Getty Museum Acquires Early Impressionist Painting by Claude Monet
November 12, 1998
Los Angeles, Calif.- The J. Paul Getty Museum announced today its acquisition of Sunrise, one of the first works painted by Claude Monet (French, 1840-1926) in the style that was to make him famous and which gave rise to the term "Impressionist." Created during the spring of 1873, the painting depicts the bustling port of Le Havre on the northern French coast, as light dawns on the water. In this seminal work, Monet took the idea of plein air painting (painting outside directly from nature) to new heights, and thus entered a new phase in his career.
In Sunrise, a small sailboat with two figures glides through the shimmering water of the harbor as a rowboat passes behind. Barely discernible through a cool haze are masts of large clipper ships at right and, closer by on the left, pack boats with smoke billowing from their stacks. The iridescent blues and greens of water and damp air are lit up by the rising sun, which glimmers through the haze and dances on the water.
The picture was acquired through a private sale. It has been rarely exhibited and is in remarkable condition.
Deborah Gribbon, Deputy Director of the Museum and a specialist in 19th-century French art, said: "Monet had already developed his technique of broken, rhythmic brushwork, but in Sunrise he permits the forms themselves to dissolve into atmosphere. This ephemeral play of light, water, and air remains Monet's subject for the rest of his career. Monet created the painting largely out-of-doors but finished it in his studio, much like other plein-air painters of the period. What is unique, though, is his effort to leave the painting looking as fresh and spontaneous as if just painted at the moment of first encountering the seascape and sunrise before him. This lack of 'finish' is what made his paintings controversial in their time."

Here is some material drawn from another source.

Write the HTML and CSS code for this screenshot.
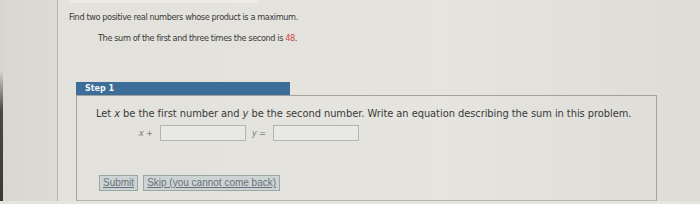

"This is a key addition for us," said John Walsh, Director. "It joins an important group of Impressionist and Post-Impressionist paintings acquired over the last 15 years, including two other paintings by Monet- an early still life of flowers and the winter scene of 1891 from his Wheatstacks series. Now we have a painting that conveys the force and novelty of the Impressionists' breakthrough."
Monet traveled to Le Havre from his home in Argenteuil in the spring of 1873. While there he painted several paintings of its harbor. Sunrise is most closely related to the famous Impression, Sunrise (Paris, Musée Marmottan), painted during this trip. The title of this particular painting provoked a derisive art critic to coin the term "Impressionism" to describe pejoratively what is now perhaps the most popular art movement of all time. Both paintings employ a similar technique of broken brushwork. It is uncertain which one came first, but Sunrise may represent the artist's initial response to his subject prior to the more classically composed Impression. Now measuring 19 1/4 x 23 5/8 inches, Sunrise was at one point a slightly larger work whose canvas was restretched and subsequently refined by the artist himself resulting in a somewhat different, more closely cropped composition. Mark Leonard, Paintings Conservator, comments, "One can examine the painting without its frame and see approximately 1/2 an inch of the larger painted canvas wrapping around its stretcher bar. It provides a rare insight into an artist's working process."
"The Board and I were overjoyed to make this purchase," said Barry Munitz, President and Chief Executive Officer of the J. Paul Getty Trust. "Not only is it beautiful, but it represents a great moment in art history, and will serve important educational purposes for our audiences."
The painting will be placed on permanent view on November 17, 1998, where it will be seen with the other works by Monet and his contemporaries, including Renoir, Pissarro, and Manet.